# WHAT YOU WILL DO
Reproduce the data below in full and exclude every picture.

# DATA SHOWN
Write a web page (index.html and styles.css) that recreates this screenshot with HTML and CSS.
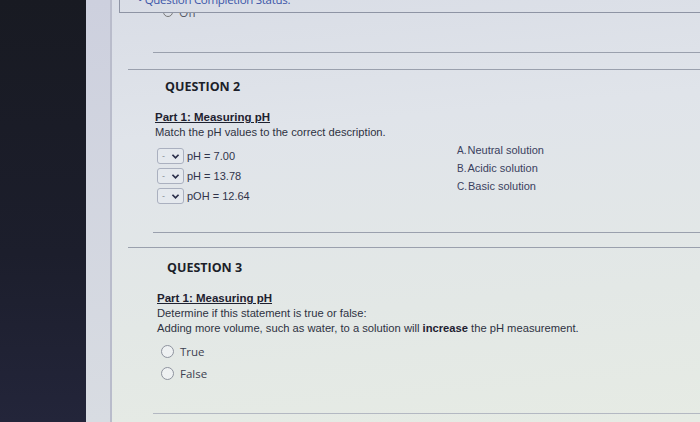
FILE: index.html
```html
<!DOCTYPE html>
<html>
<head>
<meta charset="utf-8">
<link rel="stylesheet" href="styles.css">
</head>
<body>
<div class="screen">
  <div class="bezel"></div>
  <div class="rail"></div>
  <div class="main">
    <div class="status-box">
      <div class="status-text">&#8226; Question Completion Status:</div>
    </div>
    <div class="off-row"><span class="off-radio"></span><span>Off</span></div>
    <div class="rule rule-short r1"></div>
    <div class="rule rule-long r2"></div>

    <section class="question q2">
      <h2 class="q-title">QUESTION 2</h2>
      <div class="part">Part 1: Measuring pH</div>
      <p class="line">Match the pH values to the correct description.</p>
      <div class="match">
        <div class="left-col">
          <div class="sel-row"><span class="sel"><span class="dash">-</span><svg class="chev" viewBox="0 0 10 8" width="9" height="7"><path d="M1.5 2 L5 5.5 L8.5 2" fill="none" stroke="#2b2f4a" stroke-width="2"/></svg></span><span>pH = 7.00</span></div>
          <div class="sel-row"><span class="sel"><span class="dash">-</span><svg class="chev" viewBox="0 0 10 8" width="9" height="7"><path d="M1.5 2 L5 5.5 L8.5 2" fill="none" stroke="#2b2f4a" stroke-width="2"/></svg></span><span>pH = 13.78</span></div>
          <div class="sel-row"><span class="sel"><span class="dash">-</span><svg class="chev" viewBox="0 0 10 8" width="9" height="7"><path d="M1.5 2 L5 5.5 L8.5 2" fill="none" stroke="#2b2f4a" stroke-width="2"/></svg></span><span>pOH = 12.64</span></div>
        </div>
        <div class="right-col">
          <div class="opt"><span class="letter">A.</span>Neutral solution</div>
          <div class="opt"><span class="letter">B.</span>Acidic solution</div>
          <div class="opt"><span class="letter">C.</span>Basic solution</div>
        </div>
      </div>
    </section>

    <div class="rule rule-short r3"></div>
    <div class="rule rule-long r4"></div>

    <section class="question q3">
      <h2 class="q-title">QUESTION 3</h2>
      <div class="part">Part 1: Measuring pH</div>
      <p class="line">Determine if this statement is true or false:</p>
      <p class="line">Adding more volume, such as water, to a solution will <b>increase</b> the pH measurement.</p>
      <div class="radio-row first"><span class="radio"></span><span>True</span></div>
      <div class="radio-row"><span class="radio"></span><span>False</span></div>
    </section>

    <div class="rule rule-short r5"></div>
  </div>
</div>
</body>
</html>
```

FILE: styles.css
```css
html, body {
  margin: 0;
  padding: 0;
  width: 700px;
  height: 422px;
  overflow: hidden;
}
body {
  font-family: "Liberation Sans", Arial, sans-serif;
  color: #2b2f3e;
}
.screen {
  display: flex;
  width: 700px;
  height: 422px;
  background: #15161d;
}
.bezel {
  width: 86px;
  flex: none;
  background: linear-gradient(180deg, #181a22 0%, #1c1e2c 60%, #23253a 100%);
}
.rail {
  width: 24px;
  flex: none;
  background: linear-gradient(180deg, #cdd0de 0%, #d8dce2 100%);
  border-right: 2px solid #b9bccb;
}
.main {
  flex: 1;
  display: flex;
  flex-direction: column;
  background: linear-gradient(175deg, #d9dde6 0%, #e0e4ea 30%, #e3e8e6 70%, #e6ebe4 100%);
  overflow: hidden;
}
.status-box {
  height: 12px;
  margin-left: 7px;
  border-left: 1px solid #8e94a4;
  border-bottom: 1px solid #8e94a4;
  overflow: hidden;
  flex: none;
}
.status-text {
  margin-top: -7px;
  margin-left: 18px;
  font-family: "Open Sans", sans-serif;
  font-size: 11.5px;
  letter-spacing: -0.3px;
  line-height: 14px;
  color: #3b55a8;
}
.off-row {
  height: 4px;
  overflow: hidden;
  margin-left: 51px;
  display: flex;
  gap: 6px;
  font-family: "Open Sans", sans-serif;
  font-size: 12px;
  line-height: 10px;
  color: #555a66;
  flex: none;
}
.off-row span:last-child {
  margin-top: -5px;
}
.off-radio {
  width: 8px;
  height: 8px;
  border: 1px solid #777;
  border-radius: 50%;
  margin-top: -6px;
}
.rule {
  height: 0;
  border-top: 1.5px solid #9aa0ad;
  flex: none;
}
.rule-short { margin-left: 41px; }
.rule-long { margin-left: 16px; }
.r1 { margin-top: 35px; }
.r2 { margin-top: 16px; }
.r3 { margin-top: 28px; }
.r4 { margin-top: 14px; }
.r5 { margin-top: 32px; border-top-color: #b3b8c2; }

.question {
  flex: none;
}
.q2 { margin-left: 43px; }
.q3 { margin-left: 45px; }
.q-title {
  margin: 0;
  font-family: "Open Sans", sans-serif;
  font-weight: 700;
  font-size: 12.5px;
  line-height: 16px;
  color: #1c1f2a;
  margin-left: 10px;
}
.q2 .q-title { margin-top: 9px; }
.q3 .q-title { margin-top: 12px; }
.part {
  margin-top: 15px;
  font-size: 11.5px;
  font-weight: 700;
  text-decoration: underline;
  line-height: 15px;
  color: #1e2130;
}
.line {
  margin: 0;
  font-size: 11.2px;
  line-height: 15px;
  color: #2e3242;
}
.line b { color: #1e2130; }
.match {
  display: flex;
  margin-top: 8px;
}
.left-col {
  display: flex;
  flex-direction: column;
  gap: 4px;
  width: 300px;
  margin-left: 2px;
}
.sel-row {
  display: flex;
  align-items: center;
  gap: 3px;
  font-size: 11px;
  color: #30344a;
  height: 16px;
}
.sel {
  width: 27px;
  height: 16px;
  box-sizing: border-box;
  border: 1px solid #aab0bf;
  border-radius: 3px;
  background: #e5e9ee;
  display: flex;
  align-items: center;
  padding-left: 4px;
  gap: 6px;
}
.dash {
  color: #8a909c;
  font-size: 9px;
  line-height: 9px;
}
.chev { display: block; }
.right-col {
  display: flex;
  flex-direction: column;
  gap: 3px;
  margin-top: -5px;
}
.opt {
  font-size: 11px;
  line-height: 15px;
  color: #3a3f5e;
}
.letter {
  font-size: 10px;
  margin-right: 1px;
}
.radio-row {
  display: flex;
  align-items: center;
  gap: 6px;
  margin-left: 4px;
  font-family: "Open Sans", sans-serif;
  font-size: 11.5px;
  color: #3c4150;
  height: 16px;
}
.radio-row.first { margin-top: 7px; }
.radio-row + .radio-row { margin-top: 6px; }
.radio {
  width: 11px;
  height: 11px;
  border: 1px solid #8e939e;
  border-radius: 50%;
  background: #eef1f2;
}
```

# TASK RESULT
Write a web page (index.html and styles.css) that recreates this screenshot with HTML and CSS.
FILE: index.html
```html
<!DOCTYPE html>
<html>
<head>
<meta charset="utf-8">
<link rel="stylesheet" href="styles.css">
</head>
<body>
<div class="screen">
  <div class="bezel"></div>
  <div class="rail"></div>
  <div class="main">
    <div class="status-box">
      <div class="status-text">&#8226; Question Completion Status:</div>
    </div>
    <div class="off-row"><span class="off-radio"></span><span>Off</span></div>
    <div class="rule rule-short r1"></div>
    <div class="rule rule-long r2"></div>

    <section class="question q2">
      <h2 class="q-title">QUESTION 2</h2>
      <div class="part">Part 1: Measuring pH</div>
      <p class="line">Match the pH values to the correct description.</p>
      <div class="match">
        <div class="left-col">
          <div class="sel-row"><span class="sel"><span class="dash">-</span><svg class="chev" viewBox="0 0 10 8" width="9" height="7"><path d="M1.5 2 L5 5.5 L8.5 2" fill="none" stroke="#2b2f4a" stroke-width="2"/></svg></span><span>pH = 7.00</span></div>
          <div class="sel-row"><span class="sel"><span class="dash">-</span><svg class="chev" viewBox="0 0 10 8" width="9" height="7"><path d="M1.5 2 L5 5.5 L8.5 2" fill="none" stroke="#2b2f4a" stroke-width="2"/></svg></span><span>pH = 13.78</span></div>
          <div class="sel-row"><span class="sel"><span class="dash">-</span><svg class="chev" viewBox="0 0 10 8" width="9" height="7"><path d="M1.5 2 L5 5.5 L8.5 2" fill="none" stroke="#2b2f4a" stroke-width="2"/></svg></span><span>pOH = 12.64</span></div>
        </div>
        <div class="right-col">
          <div class="opt"><span class="letter">A.</span>Neutral solution</div>
          <div class="opt"><span class="letter">B.</span>Acidic solution</div>
          <div class="opt"><span class="letter">C.</span>Basic solution</div>
        </div>
      </div>
    </section>

    <div class="rule rule-short r3"></div>
    <div class="rule rule-long r4"></div>

    <section class="question q3">
      <h2 class="q-title">QUESTION 3</h2>
      <div class="part">Part 1: Measuring pH</div>
      <p class="line">Determine if this statement is true or false:</p>
      <p class="line">Adding more volume, such as water, to a solution will <b>increase</b> the pH measurement.</p>
      <div class="radio-row first"><span class="radio"></span><span>True</span></div>
      <div class="radio-row"><span class="radio"></span><span>False</span></div>
    </section>

    <div class="rule rule-short r5"></div>
  </div>
</div>
</body>
</html>
```

FILE: styles.css
```css
html, body {
  margin: 0;
  padding: 0;
  width: 700px;
  height: 422px;
  overflow: hidden;
}
body {
  font-family: "Liberation Sans", Arial, sans-serif;
  color: #2b2f3e;
}
.screen {
  display: flex;
  width: 700px;
  height: 422px;
  background: #15161d;
}
.bezel {
  width: 86px;
  flex: none;
  background: linear-gradient(180deg, #181a22 0%, #1c1e2c 60%, #23253a 100%);
}
.rail {
  width: 24px;
  flex: none;
  background: linear-gradient(180deg, #cdd0de 0%, #d8dce2 100%);
  border-right: 2px solid #b9bccb;
}
.main {
  flex: 1;
  display: flex;
  flex-direction: column;
  background: linear-gradient(175deg, #d9dde6 0%, #e0e4ea 30%, #e3e8e6 70%, #e6ebe4 100%);
  overflow: hidden;
}
.status-box {
  height: 12px;
  margin-left: 7px;
  border-left: 1px solid #8e94a4;
  border-bottom: 1px solid #8e94a4;
  overflow: hidden;
  flex: none;
}
.status-text {
  margin-top: -7px;
  margin-left: 18px;
  font-family: "Open Sans", sans-serif;
  font-size: 11.5px;
  letter-spacing: -0.3px;
  line-height: 14px;
  color: #3b55a8;
}
.off-row {
  height: 4px;
  overflow: hidden;
  margin-left: 51px;
  display: flex;
  gap: 6px;
  font-family: "Open Sans", sans-serif;
  font-size: 12px;
  line-height: 10px;
  color: #555a66;
  flex: none;
}
.off-row span:last-child {
  margin-top: -5px;
}
.off-radio {
  width: 8px;
  height: 8px;
  border: 1px solid #777;
  border-radius: 50%;
  margin-top: -6px;
}
.rule {
  height: 0;
  border-top: 1.5px solid #9aa0ad;
  flex: none;
}
.rule-short { margin-left: 41px; }
.rule-long { margin-left: 16px; }
.r1 { margin-top: 35px; }
.r2 { margin-top: 16px; }
.r3 { margin-top: 28px; }
.r4 { margin-top: 14px; }
.r5 { margin-top: 32px; border-top-color: #b3b8c2; }

.question {
  flex: none;
}
.q2 { margin-left: 43px; }
.q3 { margin-left: 45px; }
.q-title {
  margin: 0;
  font-family: "Open Sans", sans-serif;
  font-weight: 700;
  font-size: 12.5px;
  line-height: 16px;
  color: #1c1f2a;
  margin-left: 10px;
}
.q2 .q-title { margin-top: 9px; }
.q3 .q-title { margin-top: 12px; }
.part {
  margin-top: 15px;
  font-size: 11.5px;
  font-weight: 700;
  text-decoration: underline;
  line-height: 15px;
  color: #1e2130;
}
.line {
  margin: 0;
  font-size: 11.2px;
  line-height: 15px;
  color: #2e3242;
}
.line b { color: #1e2130; }
.match {
  display: flex;
  margin-top: 8px;
}
.left-col {
  display: flex;
  flex-direction: column;
  gap: 4px;
  width: 300px;
  margin-left: 2px;
}
.sel-row {
  display: flex;
  align-items: center;
  gap: 3px;
  font-size: 11px;
  color: #30344a;
  height: 16px;
}
.sel {
  width: 27px;
  height: 16px;
  box-sizing: border-box;
  border: 1px solid #aab0bf;
  border-radius: 3px;
  background: #e5e9ee;
  display: flex;
  align-items: center;
  padding-left: 4px;
  gap: 6px;
}
.dash {
  color: #8a909c;
  font-size: 9px;
  line-height: 9px;
}
.chev { display: block; }
.right-col {
  display: flex;
  flex-direction: column;
  gap: 3px;
  margin-top: -5px;
}
.opt {
  font-size: 11px;
  line-height: 15px;
  color: #3a3f5e;
}
.letter {
  font-size: 10px;
  margin-right: 1px;
}
.radio-row {
  display: flex;
  align-items: center;
  gap: 6px;
  margin-left: 4px;
  font-family: "Open Sans", sans-serif;
  font-size: 11.5px;
  color: #3c4150;
  height: 16px;
}
.radio-row.first { margin-top: 7px; }
.radio-row + .radio-row { margin-top: 6px; }
.radio {
  width: 11px;
  height: 11px;
  border: 1px solid #8e939e;
  border-radius: 50%;
  background: #eef1f2;
}
```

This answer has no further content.